Having become the Mayor of Gaborone, several councillors were linked to ouster plots against him in 2005, allegations that he refuted. Some of theme allegedly messed things up so there could be reason to kick him out commenting: 'They will write everything they think will sell their papers. I always complain to the office of the city clerk if something is not well and all the information to the media will come from that office'.

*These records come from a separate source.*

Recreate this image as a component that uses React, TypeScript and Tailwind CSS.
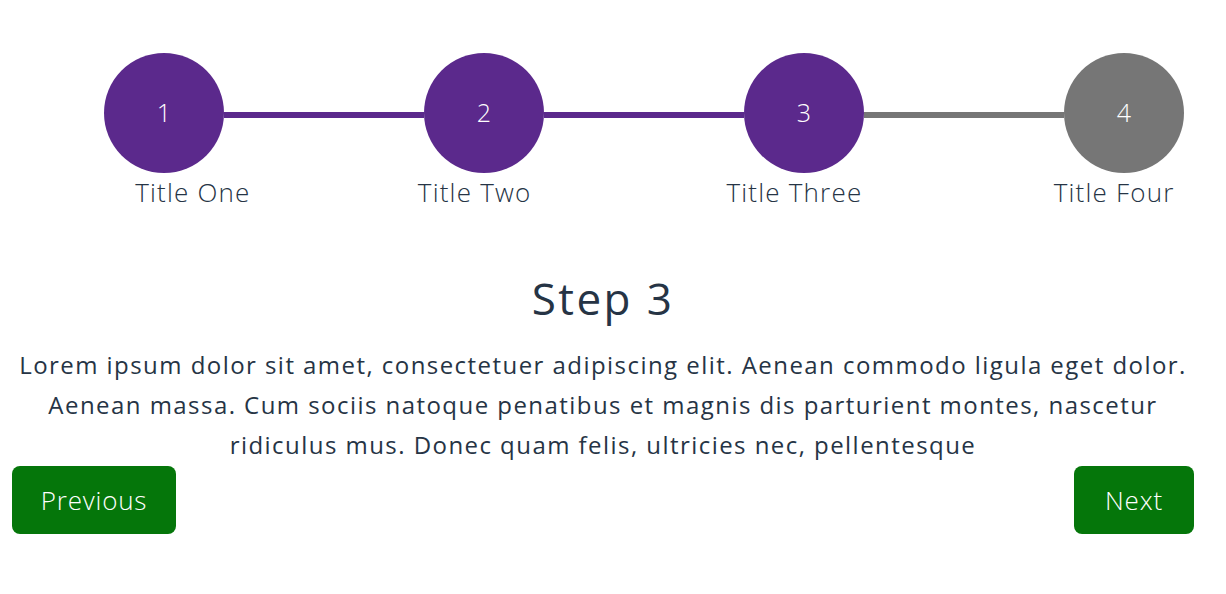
import React from 'react';

const steps = [
  { n: 1, title: 'Title One' },
  { n: 2, title: 'Title Two' },
  { n: 3, title: 'Title Three' },
  { n: 4, title: 'Title Four' },
];

const current = 3;

export default function App() {
  return (
    <div
      className="w-[1206px] px-3 pt-[53px] bg-white text-[#263445]"
      style={{ fontFamily: '"Open Sans", Lato, sans-serif' }}
    >
      {/* circles + connectors */}
      <div className="flex items-center pl-[92px]">
        {steps.map((s, i) => (
          <React.Fragment key={s.n}>
            {i > 0 && (
              <div
                className={`w-[200px] h-[6px] mt-[4px] ${
                  s.n <= current ? 'bg-[#5b298c]' : 'bg-[#767676]'
                }`}
              />
            )}
            <div
              className={`w-[120px] h-[120px] rounded-full flex items-center justify-center text-white text-[25px] font-light ${
                s.n <= current ? 'bg-[#5b298c]' : 'bg-[#767676]'
              }`}
            >
              {s.n}
            </div>
          </React.Fragment>
        ))}
      </div>

      {/* labels */}
      <div className="flex mt-[4px] text-[26px] leading-[30px] font-light tracking-[1.2px]">
        <div className="w-[160px] ml-[101px] text-center">Title One</div>
        <div className="w-[160px] ml-[122px] text-center">Title Two</div>
        <div className="w-[160px] ml-[160px] text-center">Title Three</div>
        <div className="w-[160px] ml-[160px] text-center">Title Four</div>
      </div>

      <h1 className="mt-[65px] text-center text-[44px] leading-[52px] tracking-[2.4px]">Step 3</h1>

      <p className="mt-[21px] text-center text-[24px] leading-[40px] tracking-[1.45px]">
        Lorem ipsum dolor sit amet, consectetuer adipiscing elit. Aenean commodo ligula eget dolor.
        <br />
        Aenean massa. Cum sociis natoque penatibus et magnis dis parturient montes, nascetur
        <br />
        ridiculus mus. Donec quam felis, ultricies nec, pellentesque
      </p>

      <div className="flex justify-between mt-[1px]">
        <button className="h-[68px] w-[164px] rounded-lg bg-[#05760a] text-white text-[26px] font-light tracking-[0.8px]">
          Previous
        </button>
        <button className="h-[68px] w-[120px] rounded-lg bg-[#05760a] text-white text-[26px] font-light tracking-[0.8px]">
          Next
        </button>
      </div>
    </div>
  );
}
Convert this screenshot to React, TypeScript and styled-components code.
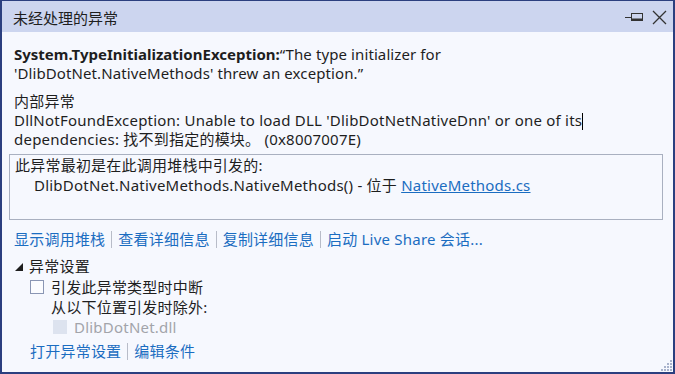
import React from "react";
import styled, { createGlobalStyle } from "styled-components";

const colors = {
  frame: "#2b3f7f",
  titleBar: "#ccd5ef",
  body: "#f6f8fe",
  text: "#1e1e1e",
  link: "#1b6dc1",
  linkSep: "#b8bcc8",
  boxBorder: "#a9b0c0",
  disabled: "#a2a4aa",
  checkBorder: "#8a96b4",
  checkDisabled: "#dde3ef",
};

const FONT = `"Noto Sans", "Noto Sans CJK SC", sans-serif`;

const GlobalStyle = createGlobalStyle`
  html, body {
    margin: 0;
    padding: 0;
    background: ${colors.body};
  }
`;

const links = ["显示调用堆栈", "查看详细信息", "复制详细信息", "启动 Live Share 会话..."];
const bottomLinks = ["打开异常设置", "编辑条件"];

function LinkList({ items }: { items: string[] }) {
  return (
    <>
      {items.map((l, i) => (
        <React.Fragment key={l}>
          {i > 0 && <Sep />}
          <Link>{l}</Link>
        </React.Fragment>
      ))}
    </>
  );
}

export default function App() {
  return (
    <>
      <GlobalStyle />
      <Window>
        <TitleBar>
          <Title>未经处理的异常</Title>
          <TitleButtons>
            <PinIcon />
            <CloseIcon />
          </TitleButtons>
        </TitleBar>
        <Body>
          <Message>
            <Bold>System.TypeInitializationException:</Bold>“The type initializer for
            <br />
            'DlibDotNet.NativeMethods' threw an exception.”
          </Message>
          <Inner>
            <div>内部异常</div>
            <div>
              DllNotFoundException: Unable to load DLL 'DlibDotNetNativeDnn' or one of its
              <Caret />
            </div>
            <div>dependencies: 找不到指定的模块。 (0x8007007E)</div>
          </Inner>
          <StackBox>
            <div>此异常最初是在此调用堆栈中引发的:</div>
            <StackLine>
              DlibDotNet.NativeMethods.NativeMethods() - 位于 <FileLink>NativeMethods.cs</FileLink>
            </StackLine>
          </StackBox>
          <LinkRow>
            <LinkList items={links} />
          </LinkRow>
          <Settings>
            <SectionHeader>
              <Triangle />
              异常设置
            </SectionHeader>
            <SettingsBody>
              <CheckRow>
                <CheckBox />
                <span>引发此异常类型时中断</span>
              </CheckRow>
              <SubLabel>从以下位置引发时除外:</SubLabel>
              <CheckRow indent>
                <CheckBox disabled />
                <DisabledText>DlibDotNet.dll</DisabledText>
              </CheckRow>
              <BottomLinks>
                <LinkList items={bottomLinks} />
              </BottomLinks>
            </SettingsBody>
          </Settings>
          <Grip />
        </Body>
      </Window>
    </>
  );
}

function PinIcon() {
  return (
    <svg width="18" height="12" viewBox="0 0 18 12">
      <path d="M0 6.5 H6" stroke="#333" strokeWidth="1" fill="none" />
      <rect x="6.5" y="2.5" width="11" height="7" stroke="#333" strokeWidth="1" fill="none" />
      <path d="M6.5 8.5 H17.5" stroke="#333" strokeWidth="2" fill="none" />
    </svg>
  );
}

function CloseIcon() {
  return (
    <svg width="15" height="15" viewBox="0 0 15 15">
      <path d="M1 1 L14 14 M14 1 L1 14" stroke="#333" strokeWidth="1.3" fill="none" />
    </svg>
  );
}

function Grip() {
  const dots = [
    [9, 0],
    [6, 3],
    [9, 3],
    [3, 6],
    [6, 6],
    [9, 6],
    [0, 9],
    [3, 9],
    [6, 9],
    [9, 9],
  ];
  return (
    <GripSvg width="11" height="11" viewBox="0 0 11 11">
      {dots.map(([x, y]) => (
        <rect key={`${x}-${y}`} x={x} y={y} width="2" height="2" fill="#a9b3cc" />
      ))}
    </GripSvg>
  );
}

const Window = styled.div`
  position: relative;
  width: 675px;
  height: 374px;
  box-sizing: border-box;
  border: 2px solid ${colors.frame};
  border-top-width: 1px;
  display: flex;
  flex-direction: column;
  background: ${colors.body};
  font-family: ${FONT};
  font-size: 15px;
  letter-spacing: 0.22px;
  color: ${colors.text};
`;

const TitleBar = styled.div`
  height: 31px;
  flex: none;
  display: flex;
  align-items: center;
  justify-content: space-between;
  padding: 0 6px 0 11px;
  background: ${colors.titleBar};
`;

const Title = styled.div`
  font-size: 15px;
  letter-spacing: 0;
  margin-top: 1px;
`;

const TitleButtons = styled.div`
  display: flex;
  align-items: center;
  gap: 9px;
  margin-top: 1px;
`;

const Body = styled.div`
  position: relative;
  flex: 1;
  display: flex;
  flex-direction: column;
  padding: 13px 10px 0 12px;
  line-height: 20px;
`;

const Message = styled.div`
  line-height: 19px;
  letter-spacing: 0.1px;
`;

const Bold = styled.span`
  font-weight: 700;
  font-size: 15px;
  letter-spacing: 0;
`;

const Inner = styled.div`
  margin-top: 9px;
  line-height: 19px;
`;

const Caret = styled.span`
  display: inline-block;
  width: 1px;
  height: 17px;
  background: #000;
  vertical-align: -4px;
`;

const StackBox = styled.div`
  margin: 5px 0 0 -5px;
  height: 66px;
  box-sizing: border-box;
  border: 1px solid ${colors.boxBorder};
  padding: 0 5px;
`;

const StackLine = styled.div`
  padding-left: 19px;
`;

const FileLink = styled.span`
  color: ${colors.link};
  text-decoration: underline;
`;

const LinkRow = styled.div`
  display: flex;
  align-items: center;
  margin-top: 9px;
`;

const BottomLinks = styled(LinkRow)`
  margin-top: 4px;
`;

const Link = styled.span`
  color: ${colors.link};
`;

const Sep = styled.span`
  width: 1px;
  height: 17px;
  margin: 0 6px;
  background: ${colors.linkSep};
`;

const Settings = styled.div`
  margin-top: 7px;
`;

const SectionHeader = styled.div`
  display: flex;
  align-items: center;
  gap: 6px;
`;

const Triangle = styled.span`
  width: 0;
  height: 0;
  margin: 1px 0 0 1px;
  border-left: 8px solid transparent;
  border-bottom: 8px solid #1e1e1e;
`;

const SettingsBody = styled.div`
  padding-left: 16px;
  display: flex;
  flex-direction: column;
  padding-top: 1px;
`;

const CheckRow = styled.div<{ indent?: boolean }>`
  display: flex;
  align-items: center;
  gap: 7px;
  padding-left: ${({ indent }) => (indent ? "23px" : "0")};
`;

const CheckBox = styled.span<{ disabled?: boolean }>`
  width: 14px;
  height: 14px;
  box-sizing: border-box;
  border: 1px solid ${({ disabled }) => (disabled ? colors.checkDisabled : colors.checkBorder)};
  background: ${({ disabled }) => (disabled ? colors.checkDisabled : "#fbfcff")};
`;

const SubLabel = styled.div`
  padding-left: 21px;
`;

const DisabledText = styled.span`
  color: ${colors.disabled};
`;

const GripSvg = styled.svg`
  position: absolute;
  right: 1px;
  bottom: 1px;
`;
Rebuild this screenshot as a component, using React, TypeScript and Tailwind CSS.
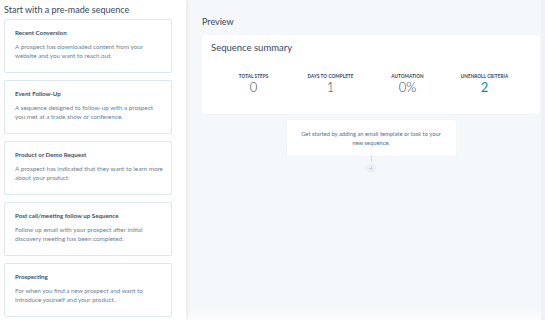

Perhaps he was being a little naive for hardly a year later the knives were out. The year 2007 was to begin badly with most of his supporters, including party President Moupo, on January 24th defying a caucus that decided that Harry Mothei should not wrestle Ramaotwana for the Mayoral post. In the tense atmosphere at the Gaborone City Council Chambers, Ramaotwana lost to Mothei by 14 to 18 votes, Mothei receiving a good number of his votes from BDP councillors. With a bit of salt and displeasure, the diminutive politician like a spiritually-guided deposed chief declared, 'I knew this was going to happen. We were 14 in the caucus yesterday and I got 13 votes including the extra vote of the BCP councillor who promised us the vote'.
Politicians fall into many temptations and Ramaotwana was no exception. At times such temptations test one's character and resolve. They may lead to distrust. Hardly before the wounds were healed, another bruising battle began. This time it was against 'mentor' and 'speech writer', Batlhalefi Tutwane. Tutwane, in a private conversation back then told me, 'This guy told me he would not contest the presidency and assured me of his support. I cannot believe that he will now contest', Tutwane said, evidently feeling betrayed. Such was the disappointment that Tutwane was famously quoted in some quarters as having labelled Ramaotwana a 'Comrade Judas'. His claim that 'the people asked him to stand' earned him the tag of a 'ruthless' politician from Tutwane's sympathisers.
While not a messiah, the warrior retains an urge to forgive.
'If you are itching for revenge all the time you will never forgive those who wronged you. And in revenge there is only destruction. The only thing that those who want revenge will achieve is destroy the BNF,' he once said after apologising to Kathleen Letshabo, a comrade who had stood against Moupo for the party presidency. He showed maturity, distancing his person from identification with certain factions and in a witty tone lambasting.
'Taking tea with people does not mean that you belong to their faction.
Once before I was attending an event in Gaborone and I accepted an offer of a drink from a councillor in Letshabo's faction. That did not mean that I belong to that faction. After all, comradeship is about sharing'.
Kumbulani William of the Botswana People's Party and Ramaotwana's supervisor when he was an Operations Officer with Standard Bank sees Ramaotwana as a hard worker who has no problem with authority.
'He is a fine person who listens but he always spoke his mind and wanted to be listened to. To him ideas had to come from both sides and I had no problem with it,' he says.
On this note, it seems the Attorney General's Chambers will not have their hands full trying to contain him. But still, one wonders about the words of a Ramaotwana campaign spin-doctor at UB: 'The only way to stop Nelson from politics is to either kill him or kill politics'. Only time will how prophetic those words were.